A signal toward the ironic hidden meaning is once again provided by kṛpaṇam, “lamentably.” As in BC14.11 and BC14.22 kṛpaṇam might, below the surface, be an ironic suggestion of our incredible good fortune to be able as bodhisattvas to experience
  1. hell, where we abide in golden cauldrons and are attended to by big birds with golden beaks;
  2.  the realm of animals, where we have opportunities to understand what it means to be a white ox with a ring through its nose, or a saddled horse as Aśoka had depicted on the stone carvings of magnificent stupas, or the kind of elephant to which Nanda is compared throughout Aśvaghoṣa's epic tale of beautiful happiness;
  3. the realm of ghosts, or deceased ancestors;
  4.  the human realm;
  5.  heaven.
If we go through today's verse again, then, with this kind of irony in mind,
  • upapannāḥ (EBC: born again; EHJ: reborn), as also in BC14.11 and BC14.21, really means “rightly finding oneself” in a particular realm, or really being present there, as a bodhisattva.  
  • mātsaryākrānta-cetasaḥ suggests that when jostling bodhisattvas struggle, as if vying with each other, to understand the real meaning of the Buddha's teaching, our minds must inevitably be possessed of displeasure or obsessed with dissatisfaction (mātsarya) – or how else are we going to get to the bottom of the four noble truths, beginning with the truth of suffering?
  • pitṛ-loke nir-āloke (EBC: in a world of the Pitṛs destitute of all light; EHJ: in the dark world of the Pretas) might be an ironic description of the deep dark underground labyrinths into which the cryptic verse of the dead ancestor Aśvaghoṣa always seems to be leading us, so far away from uplifting Buddhist vistas on the surface.
  • phalam, the fruit, then -- our reward for seven years of effort to mine the murky depths of an ancestor's mind -- is what? The fruit, lamentably, might already have been eaten just in the effort itself.

Though I have never expected to receive a penny in financial compensation for this Aśvaghoṣa translation project, I must admit I couldn't help harbouring a sneaking hope that the buddhas of the three times and ten directions might see to it that I might be rewarded indirectly, for example by a rising price of gold. 

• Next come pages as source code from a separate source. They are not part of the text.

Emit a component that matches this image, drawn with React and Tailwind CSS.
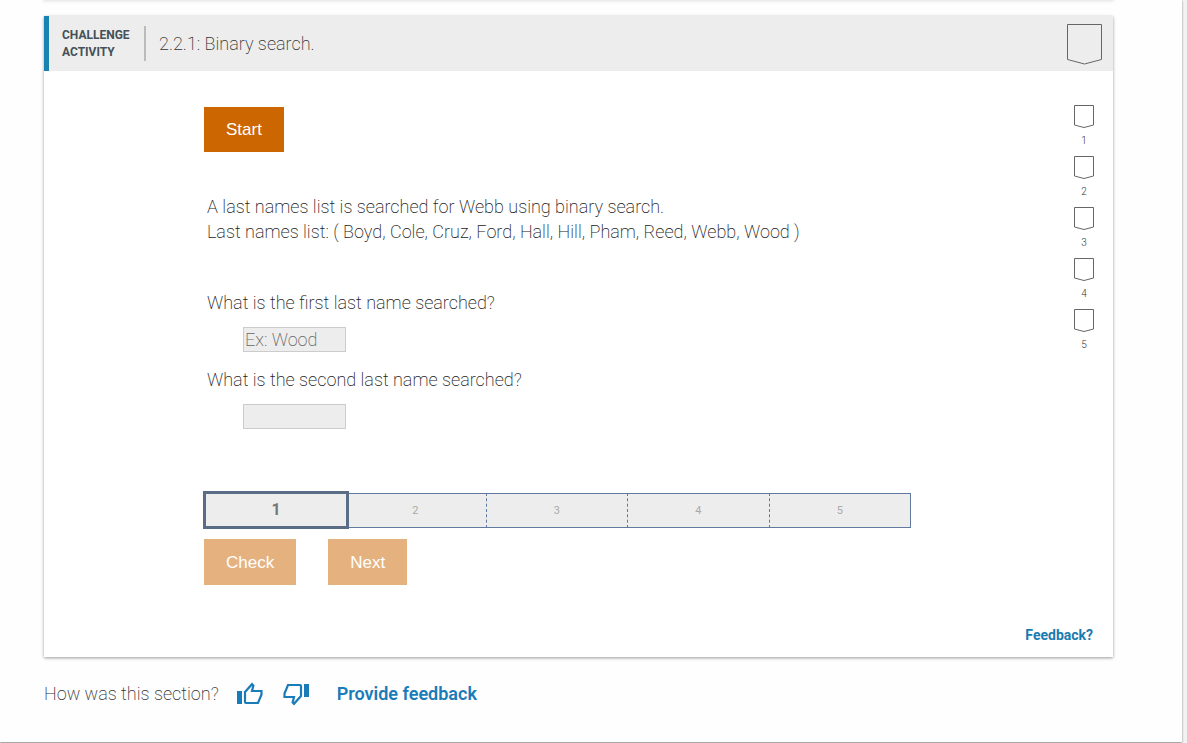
import { useState } from "react";

const LEVELS = [1, 2, 3, 4, 5];

function LargeBadge() {
  return (
    <svg className="h-[42px] w-[35px]" viewBox="0 0 35 42" fill="none" stroke="#666" aria-hidden="true">
      <path d="M.5 1.5H34.500V36.500L17.500 41L.5 36.500Z" />
    </svg>
  );
}

function SmallBadge() {
  return (
    <svg className="h-6 w-5" viewBox="0 0 20 24" fill="none" stroke="#666" aria-hidden="true">
      <path d="M.5 .5H19.500V20L10 22.500L.5 20Z" />
    </svg>
  );
}

function Thumb({ className }) {
  return (
    <svg className={className} viewBox="0 0 26 24" aria-hidden="true">
      <path d="M0 9H5V22H0Z" fill="currentColor" />
      <path
        d="M8 10L15 2.200L16.400 3.600L15 9H24.500V12.500L21 21H9Q8 21 8 20Z"
        fill="none"
        stroke="currentColor"
        strokeWidth="2.200"
      />
    </svg>
  );
}

function Question({ id, label, placeholder }) {
  const [value, setValue] = useState("");
  return (
    <div className="flex flex-col">
      <label htmlFor={id} className="pl-[3px]">
        {label}
      </label>
      <input
        id={id}
        type="text"
        value={value}
        placeholder={placeholder}
        onChange={(event) => setValue(event.target.value)}
        className="mt-3 ml-[39px] h-[25px] w-[103px] border border-[#ccc] bg-[#ededed] px-px placeholder:text-[#666]"
      />
    </div>
  );
}

function Progress({ current }) {
  return (
    <ol className="-ml-px flex max-w-[708px] items-center text-center">
      {LEVELS.map((level) =>
        level === current ? (
          <li
            key={level}
            aria-current="step"
            className="z-10 -mr-1 flex h-[38px] w-[146px] items-center justify-center border-3 border-[#5b6c87] bg-[#ededed] text-base font-bold text-[#777]"
          >
            {level}
          </li>
        ) : (
          <li
            key={level}
            className="flex h-[35px] flex-1 items-center justify-center border-y border-r border-y-[#5f7a9e] border-r-[#5f7a9e] bg-[#ededed] text-[11px] font-normal text-[#aaa] [border-right-style:dashed] last:[border-right-style:solid]"
          >
            {level}
          </li>
        )
      )}
    </ol>
  );
}

export default function App() {
  return (
    <div className="min-h-screen bg-[#f2f2f2] pr-[5px] pb-[2px] font-['Roboto',sans-serif] text-lg leading-[25px] font-extralight text-[#222]">
      <main className="bg-[#fefefe] pr-[69px] pb-9 pl-11 shadow-[0_1px_2px_rgba(0,0,0,0.45)]">
        <div className="flex flex-col gap-4">
          <div className="h-0 shadow-[0_0_3px_1px_rgba(0,0,0,0.15)]" />
          <section className="bg-white shadow-[0_1px_3px_rgba(0,0,0,0.4)]">
            <header className="flex h-[55px] items-center border-l-5 border-[#1a82b0] bg-[#ededed] pr-[11px] pl-[13px]">
              <p className="w-[82px] text-xs leading-[17px] font-bold text-[#455058]">
                CHALLENGE ACTIVITY
              </p>
              <h1 className="flex h-[35px] flex-1 items-center border-l-2 border-[#bbb] pl-[13px] text-[#333]">
                2.2.1: Binary search.
              </h1>
              <LargeBadge />
            </header>

            <div className="flex justify-between pr-[19px] pl-40">
              <div className="flex-1 pt-9">
                <button type="button" className="h-[45px] bg-[#cc6600] px-[22px] font-['Liberation_Sans',sans-serif] text-[17px] font-normal text-white">
                  Start
                </button>
                <p className="mt-[42px] pl-[3px]">
                  A last names list is searched for Webb using binary search.
                  <br />
                  Last names list: ( Boyd, Cole, Cruz, Ford, Hall, Hill, Pham, Reed, Webb, Wood )
                </p>
                <div className="mt-[46px] mb-[62px] flex flex-col gap-[15px]">
                  <Question id="first-name" label="What is the first last name searched?" placeholder="Ex: Wood" />
                  <Question id="second-name" label="What is the second last name searched?" />
                </div>
                <Progress current={1} />
                <div className="mt-[10px] flex gap-8 font-['Liberation_Sans',sans-serif] text-[17px] text-white">
                  <button type="button" className="h-[46px] bg-[#e5b27f] px-[22px] font-normal">
                    Check
                  </button>
                  <button type="button" className="h-[46px] bg-[#e5b27f] px-[22px] font-normal">
                    Next
                  </button>
                </div>
              </div>
              <ol className="flex flex-col gap-[9px] pt-[34px]">
                {LEVELS.map((level) => (
                  <li key={level} className="flex flex-col items-center gap-[6px] text-[10px] leading-3 font-light text-[#333]">
                    <SmallBadge />
                    {level}
                  </li>
                ))}
              </ol>
            </div>

            <div className="flex justify-end pt-[38px] pr-5 pb-[9px]">
              <a href="#feedback" className="text-sm leading-[25px] font-bold text-[#1a7bb0]">
                Feedback?
              </a>
            </div>
          </section>
        </div>

        <footer className="mt-6 flex items-center">
          <span className="text-[#333]">How was this section?</span>
          <button type="button" aria-label="Thumbs up" className="ml-[18px] text-[#1a7bb9]">
            <Thumb className="h-6 w-[26px]" />
          </button>
          <button type="button" aria-label="Thumbs down" className="ml-5 text-[#1a7bb9]">
            <Thumb className="h-6 w-[26px] rotate-180" />
          </button>
          <a href="#provide-feedback" className="ml-7 font-semibold text-[#1a7bb9]">
            Provide feedback
          </a>
        </footer>
      </main>
    </div>
  );
}
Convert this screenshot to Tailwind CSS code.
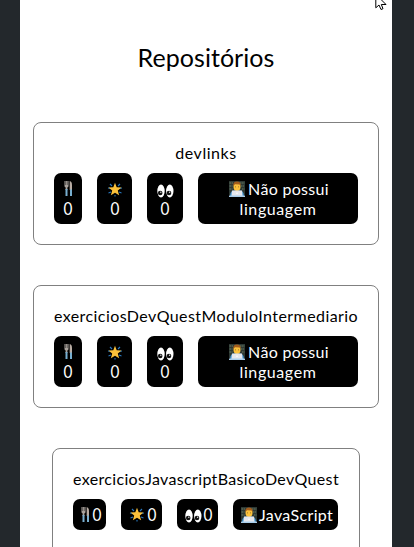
<!DOCTYPE html>
<html lang="pt-BR">
<head>
<meta charset="utf-8">
<title>Repositórios</title>
<script src="https://cdn.jsdelivr.net/npm/@tailwindcss/browser@4"></script>
</head>
<body class="h-[547px] overflow-hidden bg-[#23282c] font-['Lato',sans-serif] text-[16px] leading-[20px] text-black">
<svg class="hidden">
  <symbol id="fork" viewBox="0 0 9 17">
    <path d="M.5 1v5q0 1 1.2 1.500L1.500 10h2L3.300 7.500Q4.500 7 4.500 6V1z" fill="#aaa39d"/>
    <path d="M1.600 1v4M3.300 1v4" stroke="#151515" stroke-width=".5"/>
    <path d="M1.500 9h2v7h-2z" fill="#78afd0"/>
    <path d="M5.700 1Q8 1.500 8 5v5H5.700z" fill="#b8aca3"/>
    <path d="M6 9.500h2V16H6z" fill="#78afd0"/>
  </symbol>
  <symbol id="star" viewBox="0 0 16 15">
    <path d="M3 2l2 2M13 2l-2 2M1 6l3 .5M15 6l-3 .5M1.500 11l2.500-1M14.500 11L12 10M8 13v1.500" stroke="#2977bd" stroke-width="1.100"/>
    <path d="M8 .8l1.700 4.500 4.800.2-3.700 3 1.300 4.800L8 10.700l-4.100 2.600 1.300-4.800-3.700-3 4.800-.2z" fill="#fbc13b"/>
  </symbol>
  <symbol id="eyes" viewBox="0 0 17 14">
    <ellipse cx="4" cy="7" rx="3.700" ry="6.500" fill="#fff"/>
    <ellipse cx="12.800" cy="7" rx="3.700" ry="6.500" fill="#fff"/>
    <circle cx="3.200" cy="9" r="2.300" fill="#111"/><circle cx="12" cy="9" r="2.300" fill="#111"/>
    <circle cx="3.800" cy="8.300" r=".7" fill="#ddd"/><circle cx="12.600" cy="8.300" r=".7" fill="#ddd"/>
  </symbol>
  <symbol id="coder" viewBox="0 0 16 16">
    <path d="M0 0h16v14H0z" fill="#2d3834"/>
    <path d="M.5 2h4M11 2h4.500M.5 5h3M12 5h3M.5 8h3M13 8h2.500" stroke="#748567" stroke-width=".9" stroke-dasharray="1.500 .6"/>
    <path d="M1 15q0-5 4-5.500h6q4 .5 4 5.500z" fill="#3e91cd"/>
    <ellipse cx="8" cy="5.800" rx="3.500" ry="4.200" fill="#fbc13b"/>
    <path d="M4.300 5Q4 .6 8 .6T11.700 5L10.500 3.500 6 3.200z" fill="#a35d1c"/>
    <path d="M6.500 5.500v.8M9.500 5.500v.8" stroke="#59411f" stroke-width=".7"/>
    <path d="M3 9.500h10l.7 6H2.300z" fill="#e5e7ed"/>
    <path d="M0 14.500h16V16H0z" fill="#a9cdea"/>
    <circle cx="8" cy="12.300" r=".8" fill="#fff"/>
  </symbol>
</svg>
<main class="relative ml-[20px] flex h-[547px] w-[372px] flex-col items-center overflow-hidden bg-white">
  <h1 class="mt-[41px] h-[33px] shrink-0 text-[25px] leading-[32px] tracking-[0.05px]">Repositórios</h1>

  <section class="mt-[48px] flex h-[123px] w-[346px] shrink-0 flex-col items-center rounded-[8px] border border-[#808080] pt-[20px]">
    <h2 class="h-[30px] whitespace-nowrap tracking-[0.55px]">devlinks</h2>
    <div class="flex gap-[15px] text-white">
      <div class="flex h-[51px] w-[28px] flex-col items-center rounded-[7px] bg-black pt-[7px]"><svg class="h-[17px] w-[9px]"><use href="#fork"/></svg><span class="mt-[2px] scale-x-90 text-[17px]">0</span></div>
      <div class="flex h-[51px] w-[35px] flex-col items-center rounded-[7px] bg-black pt-[9px]"><svg class="h-[15px] w-[16px]"><use href="#star"/></svg><span class="mt-[2px] scale-x-90 text-[17px]">0</span></div>
      <div class="flex h-[51px] w-[36px] flex-col items-center rounded-[7px] bg-black pt-[11px]"><svg class="h-[14px] w-[17px]"><use href="#eyes"/></svg><span class="mt-[1px] scale-x-90 text-[17px]">0</span></div>
      <div class="flex h-[51px] w-[160px] flex-col items-center rounded-[7px] bg-black pt-[6px]"><div class="ml-[2px] flex h-[20px] gap-[3px]"><svg class="mt-[2px] size-[16px]"><use href="#coder"/></svg><span class="tracking-[0.3px]">Não possui</span></div><span class="tracking-[0.6px]">linguagem</span></div>
    </div>
  </section>

  <section class="mt-[40px] flex h-[123px] w-[346px] shrink-0 flex-col items-center rounded-[8px] border border-[#808080] pt-[20px]">
    <h2 class="h-[30px] whitespace-nowrap tracking-[0.43px]">exerciciosDevQuestModuloIntermediario</h2>
    <div class="flex gap-[15px] text-white">
      <div class="flex h-[51px] w-[28px] flex-col items-center rounded-[7px] bg-black pt-[7px]"><svg class="h-[17px] w-[9px]"><use href="#fork"/></svg><span class="mt-[2px] scale-x-90 text-[17px]">0</span></div>
      <div class="flex h-[51px] w-[35px] flex-col items-center rounded-[7px] bg-black pt-[9px]"><svg class="h-[15px] w-[16px]"><use href="#star"/></svg><span class="mt-[2px] scale-x-90 text-[17px]">0</span></div>
      <div class="flex h-[51px] w-[36px] flex-col items-center rounded-[7px] bg-black pt-[11px]"><svg class="h-[14px] w-[17px]"><use href="#eyes"/></svg><span class="mt-[1px] scale-x-90 text-[17px]">0</span></div>
      <div class="flex h-[51px] w-[160px] flex-col items-center rounded-[7px] bg-black pt-[6px]"><div class="ml-[2px] flex h-[20px] gap-[3px]"><svg class="mt-[2px] size-[16px]"><use href="#coder"/></svg><span class="tracking-[0.3px]">Não possui</span></div><span class="tracking-[0.6px]">linguagem</span></div>
    </div>
  </section>

  <section class="mt-[40px] flex h-[123px] w-[308px] shrink-0 flex-col items-center rounded-[8px] border border-[#808080] pt-[20px]">
    <h2 class="h-[30px] whitespace-nowrap tracking-[0.34px]">exerciciosJavascriptBasicoDevQuest</h2>
    <div class="mr-[1px] flex gap-[15px] text-white">
      <div class="flex h-[31px] w-[33px] items-center rounded-[7px] bg-black pl-[8px]"><svg class="h-[17px] w-[9px]"><use href="#fork"/></svg><span class="ml-[2px] scale-x-90 text-[17px]">0</span></div>
      <div class="flex h-[31px] w-[41px] items-center rounded-[7px] bg-black pl-[8px]"><svg class="h-[15px] w-[16px]"><use href="#star"/></svg><span class="ml-[2px] scale-x-90 text-[17px]">0</span></div>
      <div class="flex h-[31px] w-[41px] items-center rounded-[7px] bg-black pl-[8px]"><svg class="mt-[3px] h-[14px] w-[17px]"><use href="#eyes"/></svg><span class="ml-[1px] scale-x-90 text-[17px]">0</span></div>
      <div class="flex h-[31px] w-[105px] items-center rounded-[7px] bg-black pl-[8px]"><svg class="size-[16px]"><use href="#coder"/></svg><span class="ml-[2px] tracking-[0.35px]">JavaScript</span></div>
    </div>
  </section>

  <svg class="absolute left-[355px] top-0 h-[11px] w-[13px]" viewBox="0 0 13 11" fill="#fff" stroke="#000"><path d="M.8-5V7.800L4 5l2 4.500 2-.8L6.300 4.500H11L5.500-1"/></svg>
</main>
</body>
</html>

Any such expectation has been thoroughly crushed once again, over the past few weeks, as the US dollar has risen with extraordinary speed, going from strength to strength against all alternative kinds of money, including gold and silver. 

How could a bloke not feel dissatisfaction, not to say envy, looking at the gullible masses who have maintained their faith in the power of the US Federal Reserve, and continued to watch their stock market investments rise in value? 

Looking at my struggles these past few years, as a practitioner and as an investor, I can't help thinking that Zen Master Dogen would agree with these sentiments of mine, saying, in his own words:
kanashimubeshi, kanashimubeshi 
Lamentable! Lamentable! 

upapannāḥ (nom. pl. m.): mfn. obtained , reached , gained ; happened , fallen to one's share , produced , effected , existing , being near at hand (see BC14.11; BC14.21)
tathā: ind. likewise, again
ca: and
ime (nom. pl. m.): these

mātsaryākrānta-cetasaḥ (nom. pl. m.): minds overrun by envy ; minds possessed of dissatisfaction
mātsarya: n. envy , jealousy ; displeasure , dissatisfaction
ākrānta: mfn. on which anything lies heavily , pressed by (instr. or in comp.) ; overcome , overrun , attacked , in the possession of (instr. or in comp.)
ā- √ kram: to step or go near to , come towards , approach , visit ; to step or tread upon ; to hold fast with the hands , seize ; to attack , invade ; Causative: to cause to come or step near ; to cause any one (instr.) to enter into (acc.)

pitṛ-loke (loc. sg.): m. a father's house ; the world or sphere of the pitṛs
pitṛ: (pl.) the fathers , forefathers , ancestors , (esp.) the pitṛs or deceased ancestors
preta: m. the spirit of a dead person (esp. before obsequial rites are performed) , a ghost , an evil being
nir-āloke (loc. sg. m.): deprived of light , dark or blind
āloka: m. looking , seeing , beholding ; sight ; light

kṛpaṇam: ind. miserably, in distress
bhuñjate = 3rd pers. pl. bhuj: to enjoy , use , possess , (esp.) enjoy a meal , eat , eat and drink , consume ; to suffer , experience , undergo , be requited or rewarded for (acc.) or at the hands of (gen.)
phalam (acc. sg.): n. fruit, result

慳貪増上者 生於餓鬼趣


Rich said...

Do you want to be like the north Korean diplomat who carries a suitcase of gold to Burma or just click and have anything delivered to your doorstep? I always believed in the dollar because the economic system it represents is most effective and efficient and it's military is the strongest to defend it.

Mike Cross said...

Plus you've got the rule of law in the US -- at least in principle. Something troubling, though, about the amount of its own population that your system incarcerates. And am not sure either, how you ended up promoting Alan Greenspan to be chairman of the Fed, despite a proven track record for getting everything wrong.

Eagle, elephant, or dragon? Not sure that I trust any of them fully.